“Quando amamos, podemos deixar nosso coração falar.”
bell hooks, Tudo sobre o Amor, p.26
Ao longo de quase três décadas, Rochelle Costi desenvolveu continuamente um de seus trabalhos mais icônicos: Coleção de Artista (1993-2022). Por volta de 200 objetos representando corações foram gradativamente reunidos pela artista, trazidos de viagens, encontrados por acaso, ou recebidos como presentes. O gesto de colecionar e organizar fragmentos do mundo esteve presente na obra de Rochelle desde seus primeiros experimentos e se manteve constante durante toda sua trajetória. O interesse pela intimidade e afetividade como dimensões primordiais de sua prática também se mostrou estruturante desde muito cedo. Mas, ao observar as particularidades deste trabalho, encontramos chaves importantes para compreender o cerne de sua prática.

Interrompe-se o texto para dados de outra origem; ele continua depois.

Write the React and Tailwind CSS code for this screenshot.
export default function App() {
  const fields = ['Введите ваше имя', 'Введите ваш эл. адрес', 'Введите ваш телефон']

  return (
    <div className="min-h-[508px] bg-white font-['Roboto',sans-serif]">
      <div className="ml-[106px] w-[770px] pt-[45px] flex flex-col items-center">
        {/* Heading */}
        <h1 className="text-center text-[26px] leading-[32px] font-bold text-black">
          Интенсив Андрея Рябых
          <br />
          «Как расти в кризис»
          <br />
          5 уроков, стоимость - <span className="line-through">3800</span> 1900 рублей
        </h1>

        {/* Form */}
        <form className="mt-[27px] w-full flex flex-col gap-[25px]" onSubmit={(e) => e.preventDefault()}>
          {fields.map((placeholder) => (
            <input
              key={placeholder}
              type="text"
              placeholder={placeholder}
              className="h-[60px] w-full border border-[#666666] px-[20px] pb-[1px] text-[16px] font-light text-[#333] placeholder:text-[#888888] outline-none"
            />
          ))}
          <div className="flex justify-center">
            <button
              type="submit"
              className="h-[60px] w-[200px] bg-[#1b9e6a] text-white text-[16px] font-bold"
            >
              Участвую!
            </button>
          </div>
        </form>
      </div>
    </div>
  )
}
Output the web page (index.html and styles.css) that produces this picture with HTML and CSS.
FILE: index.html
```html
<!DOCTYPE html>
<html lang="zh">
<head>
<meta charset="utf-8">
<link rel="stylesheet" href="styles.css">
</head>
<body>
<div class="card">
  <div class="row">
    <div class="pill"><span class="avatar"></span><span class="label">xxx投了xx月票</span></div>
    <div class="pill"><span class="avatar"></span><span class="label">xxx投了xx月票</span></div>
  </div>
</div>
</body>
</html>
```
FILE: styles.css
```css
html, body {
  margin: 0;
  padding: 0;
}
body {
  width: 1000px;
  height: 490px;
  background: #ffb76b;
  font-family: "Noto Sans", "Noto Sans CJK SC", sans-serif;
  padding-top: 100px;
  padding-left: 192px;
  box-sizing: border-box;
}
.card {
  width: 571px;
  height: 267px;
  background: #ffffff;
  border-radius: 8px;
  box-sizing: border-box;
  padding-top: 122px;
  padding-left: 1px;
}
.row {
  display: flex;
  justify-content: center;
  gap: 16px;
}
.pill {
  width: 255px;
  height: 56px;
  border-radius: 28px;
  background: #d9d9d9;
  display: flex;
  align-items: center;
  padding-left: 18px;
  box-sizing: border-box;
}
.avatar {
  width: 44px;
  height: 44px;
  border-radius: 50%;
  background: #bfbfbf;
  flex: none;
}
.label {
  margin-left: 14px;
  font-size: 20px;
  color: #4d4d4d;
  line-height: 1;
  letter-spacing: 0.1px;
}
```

Quando Rochelle nomeia esta obra “Coleção de Artista”, em um comentário sobre o próprio fazer artístico, ela nos apresenta a pergunta “o que colecionam os artistas ao longo de suas vidas?” e nos responde com um conjunto de corações. Mas, se artistas são produzidos por suas obras enquanto as produzem, o que o fato de colecionar corações ao longo de quase 30 anos nos diz sobre Rochelle, uma artista produzida por uma sequência de encontros significativos com corações?
No quarto de Costi, essa coleção ocupava a parede atrás de sua cama, como um retábulo para sua intimidade, cenário de seus sonhos, primeira visão ao acordar, companhia nas viagens entre sono e vigília. Cada um, uma extensão de si. Cada um, uma companhia nessa misteriosa aventura consubjetiva e tecida pelas intimidades que são a vida.

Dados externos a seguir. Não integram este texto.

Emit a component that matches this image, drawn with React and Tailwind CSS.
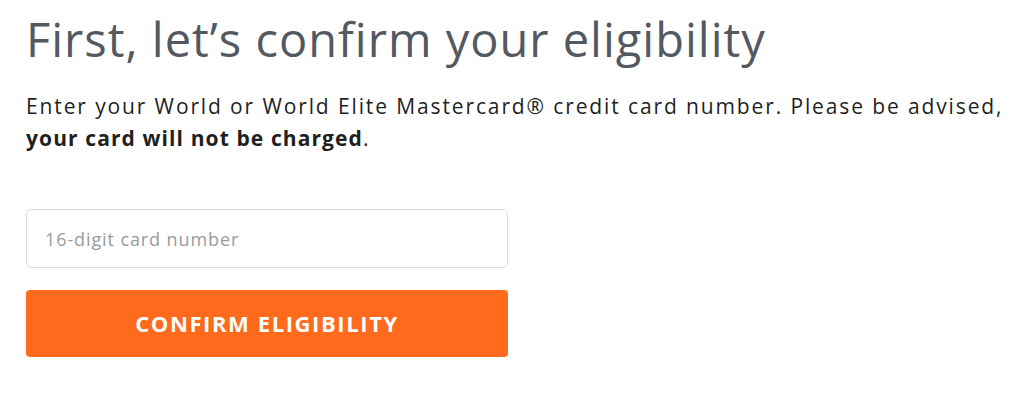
import React, { useState } from 'react';

export default function App() {
  const [cardNumber, setCardNumber] = useState('');

  return (
    <div className="w-full min-h-[404px] bg-white pl-[26px] pr-[10px] pt-[9px]" style={{ fontFamily: '"Open Sans", "Noto Sans", sans-serif' }}>
      {/* heading */}
      <h1 className="text-[47px] leading-[60px] font-normal text-[#545961] tracking-[1px]">
        First, let’s confirm your eligibility
      </h1>

      {/* intro */}
      <p className="mt-[21px] text-[21px] leading-[32px] text-[#1f1f1f] tracking-[1.88px]">
        <span className="whitespace-nowrap">
          Enter your World or World Elite Mastercard® credit card number. Please be advised,
        </span>
        <br />
        <strong className="font-bold tracking-[1.1px]">your card will not be charged</strong>.
      </p>

      {/* form */}
      <form className="mt-[55px] w-[482px] flex flex-col gap-[22px]" onSubmit={e => e.preventDefault()}>
        <input
          type="text"
          value={cardNumber}
          onChange={e => setCardNumber(e.target.value)}
          placeholder="16-digit card number"
          className="h-[59px] w-full rounded-[5px] border border-[#dcdcdc] px-[18px] text-[18px] tracking-[0.9px] text-[#333] placeholder:text-[#9a9a9a] outline-none"
        />
        <button
          type="submit"
          className="h-[67px] w-full rounded-[4px] bg-[#ff6a1c] text-white text-[22px] font-bold tracking-[1.6px] uppercase"
        >
          Confirm Eligibility
        </button>
      </form>
    </div>
  );
}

Há um pouco mais de um ano, Rochelle Costi fez a passagem para ser amor em outras dimensões. No marco dessa data, o Solar dos Abacaxis organizou essa exposição-ritual coletivo, convidando artistas para realizarem corações em sua homenagem. A obra que habitava o íntimo do seu quarto e esteve exposta algumas vezes em espaços expositivos, agora ganha a companhia de mais de 300 corações tocados por Rochelle, enviados de todas as regiões do país.
Ao oferecerem seus corações em homenagem a Rochelle, cada um dos quase 350 artistas integrantes desta exposição nos relembra da importância da prática do amor como política, como forma de construção do comum. A autora bell hooks em seu livro ‘Tudo sobre o Amor’ nos alerta que, com o afastamento do amor, “nos arriscamos a penetrar em um quadro de selvageria de espírito tão intensa que talvez jamais encontraremos o caminho de volta”. Mas, para isso, encontramos resposta na voz da cantora argentina Mercedes Sosa: “¿Quién dijo que todo está perdido? Yo vengo a ofrecer mi corazón.”

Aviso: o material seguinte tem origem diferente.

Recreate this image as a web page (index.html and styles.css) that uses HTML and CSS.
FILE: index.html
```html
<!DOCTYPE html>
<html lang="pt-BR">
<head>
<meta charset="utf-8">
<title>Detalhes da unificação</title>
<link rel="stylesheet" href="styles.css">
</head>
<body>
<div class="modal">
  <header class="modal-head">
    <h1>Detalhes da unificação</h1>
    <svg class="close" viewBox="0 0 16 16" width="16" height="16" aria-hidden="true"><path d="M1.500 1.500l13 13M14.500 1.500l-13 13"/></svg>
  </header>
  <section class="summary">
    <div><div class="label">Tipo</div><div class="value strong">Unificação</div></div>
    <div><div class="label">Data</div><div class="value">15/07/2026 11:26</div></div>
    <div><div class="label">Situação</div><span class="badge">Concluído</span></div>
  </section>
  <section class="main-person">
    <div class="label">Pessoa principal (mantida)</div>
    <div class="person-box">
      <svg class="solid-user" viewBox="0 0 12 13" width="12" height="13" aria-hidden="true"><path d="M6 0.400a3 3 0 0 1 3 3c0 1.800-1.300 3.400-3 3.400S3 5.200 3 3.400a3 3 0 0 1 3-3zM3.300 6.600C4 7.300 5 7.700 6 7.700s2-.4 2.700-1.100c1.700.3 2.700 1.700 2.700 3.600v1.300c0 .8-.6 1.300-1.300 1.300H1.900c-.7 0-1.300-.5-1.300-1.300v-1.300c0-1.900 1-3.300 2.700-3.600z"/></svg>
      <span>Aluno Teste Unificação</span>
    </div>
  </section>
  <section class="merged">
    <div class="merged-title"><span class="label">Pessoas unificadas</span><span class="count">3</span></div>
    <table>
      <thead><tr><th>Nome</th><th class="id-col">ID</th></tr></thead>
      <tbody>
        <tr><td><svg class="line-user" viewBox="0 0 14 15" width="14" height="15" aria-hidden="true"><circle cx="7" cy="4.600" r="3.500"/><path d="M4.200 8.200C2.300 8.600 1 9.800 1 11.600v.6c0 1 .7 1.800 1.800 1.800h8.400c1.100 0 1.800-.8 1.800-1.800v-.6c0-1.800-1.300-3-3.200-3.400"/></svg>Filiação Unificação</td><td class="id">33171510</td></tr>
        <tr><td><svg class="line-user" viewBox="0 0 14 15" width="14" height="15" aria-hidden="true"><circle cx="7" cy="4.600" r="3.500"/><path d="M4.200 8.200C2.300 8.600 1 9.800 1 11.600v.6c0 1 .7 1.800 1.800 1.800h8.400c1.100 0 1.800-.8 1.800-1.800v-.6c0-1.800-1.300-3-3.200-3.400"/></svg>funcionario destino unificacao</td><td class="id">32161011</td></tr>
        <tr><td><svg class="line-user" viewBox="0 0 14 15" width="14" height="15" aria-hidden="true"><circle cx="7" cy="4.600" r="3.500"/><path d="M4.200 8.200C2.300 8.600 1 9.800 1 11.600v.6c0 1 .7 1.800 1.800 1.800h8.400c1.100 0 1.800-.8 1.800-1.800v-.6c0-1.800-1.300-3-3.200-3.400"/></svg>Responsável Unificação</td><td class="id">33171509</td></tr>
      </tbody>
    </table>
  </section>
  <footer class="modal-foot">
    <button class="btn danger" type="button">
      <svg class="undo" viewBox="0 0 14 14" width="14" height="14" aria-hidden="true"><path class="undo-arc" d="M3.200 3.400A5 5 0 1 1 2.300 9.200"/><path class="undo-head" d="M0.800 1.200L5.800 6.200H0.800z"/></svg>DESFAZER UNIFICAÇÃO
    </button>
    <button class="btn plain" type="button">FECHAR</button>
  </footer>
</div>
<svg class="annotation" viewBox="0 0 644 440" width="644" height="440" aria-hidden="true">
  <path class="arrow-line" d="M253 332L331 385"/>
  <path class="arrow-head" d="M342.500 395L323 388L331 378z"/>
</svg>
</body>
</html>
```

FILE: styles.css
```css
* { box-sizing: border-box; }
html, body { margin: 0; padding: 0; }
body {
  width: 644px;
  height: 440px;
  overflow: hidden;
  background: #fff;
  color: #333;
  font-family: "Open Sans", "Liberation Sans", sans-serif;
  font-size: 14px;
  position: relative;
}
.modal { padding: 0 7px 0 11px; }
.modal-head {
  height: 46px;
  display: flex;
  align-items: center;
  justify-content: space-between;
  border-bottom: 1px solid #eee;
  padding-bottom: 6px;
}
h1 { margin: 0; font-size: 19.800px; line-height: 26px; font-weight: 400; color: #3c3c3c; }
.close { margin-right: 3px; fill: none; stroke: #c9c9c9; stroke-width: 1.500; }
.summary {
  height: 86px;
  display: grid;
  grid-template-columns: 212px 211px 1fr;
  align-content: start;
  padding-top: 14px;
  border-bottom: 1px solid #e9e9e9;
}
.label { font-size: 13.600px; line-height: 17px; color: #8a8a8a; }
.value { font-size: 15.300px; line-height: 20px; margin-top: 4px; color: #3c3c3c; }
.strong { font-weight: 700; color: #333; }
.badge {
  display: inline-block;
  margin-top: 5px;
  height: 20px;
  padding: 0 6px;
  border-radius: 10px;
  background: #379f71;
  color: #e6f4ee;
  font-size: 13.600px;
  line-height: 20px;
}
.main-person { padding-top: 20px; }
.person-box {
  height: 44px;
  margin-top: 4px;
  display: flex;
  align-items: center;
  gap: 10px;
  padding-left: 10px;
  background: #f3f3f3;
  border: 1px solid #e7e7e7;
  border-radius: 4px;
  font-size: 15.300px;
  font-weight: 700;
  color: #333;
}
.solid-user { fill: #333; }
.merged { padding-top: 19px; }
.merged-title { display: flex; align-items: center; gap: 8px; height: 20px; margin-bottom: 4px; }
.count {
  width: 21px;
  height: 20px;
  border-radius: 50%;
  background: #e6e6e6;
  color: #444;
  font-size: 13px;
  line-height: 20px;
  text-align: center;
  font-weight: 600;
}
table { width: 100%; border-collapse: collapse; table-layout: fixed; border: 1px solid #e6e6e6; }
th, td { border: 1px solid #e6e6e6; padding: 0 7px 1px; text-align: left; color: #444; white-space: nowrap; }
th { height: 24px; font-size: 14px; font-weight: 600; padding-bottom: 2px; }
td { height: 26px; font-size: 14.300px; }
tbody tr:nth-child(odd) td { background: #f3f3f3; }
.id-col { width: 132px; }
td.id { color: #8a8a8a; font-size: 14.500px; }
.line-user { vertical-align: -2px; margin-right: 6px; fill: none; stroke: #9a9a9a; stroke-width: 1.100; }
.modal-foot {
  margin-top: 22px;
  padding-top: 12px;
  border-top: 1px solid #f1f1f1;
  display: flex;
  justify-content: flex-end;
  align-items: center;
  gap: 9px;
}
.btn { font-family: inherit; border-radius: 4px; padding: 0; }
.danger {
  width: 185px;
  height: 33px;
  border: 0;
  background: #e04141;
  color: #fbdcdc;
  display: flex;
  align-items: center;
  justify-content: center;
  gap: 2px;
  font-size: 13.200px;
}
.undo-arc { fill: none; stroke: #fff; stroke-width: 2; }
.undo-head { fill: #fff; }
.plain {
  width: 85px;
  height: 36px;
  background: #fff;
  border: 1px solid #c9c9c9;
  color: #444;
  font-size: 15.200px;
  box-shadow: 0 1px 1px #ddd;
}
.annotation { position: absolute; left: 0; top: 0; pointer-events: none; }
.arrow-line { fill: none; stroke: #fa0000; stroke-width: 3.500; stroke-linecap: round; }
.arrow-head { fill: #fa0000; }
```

São Paulo foi a cidade escolhida por Rochelle, onde a artista realizou a maioria dos seus trabalhos, construiu afetos e parcerias de longa data. É uma grande realização estarmos em parceria com a Casa do Povo apresentando esse projeto na cidade que a artista escolheu, em um centro cultural que revisita e reinventa as noções de cultura, comunidade e memória. Essa é a primeira exposição do Solar dos Abacaxis em São Paulo e é uma honra estarmos dentro desse espaço histórico que produz cultura cotidianamente de maneira viva e pulsante.
A Casa do Povo (SP) e a Casa de Cultura Mário Quintana (RS) receberam obras em suas cidades no ano passado para realização da exposição e agora abrem suas portas para expor a mostra que após o período expositivo em São Paulo seguirá para Porto Alegre antes dos corações serem doados para o instituto que será responsável por cuidar do acervo e memória de Rochelle Costi.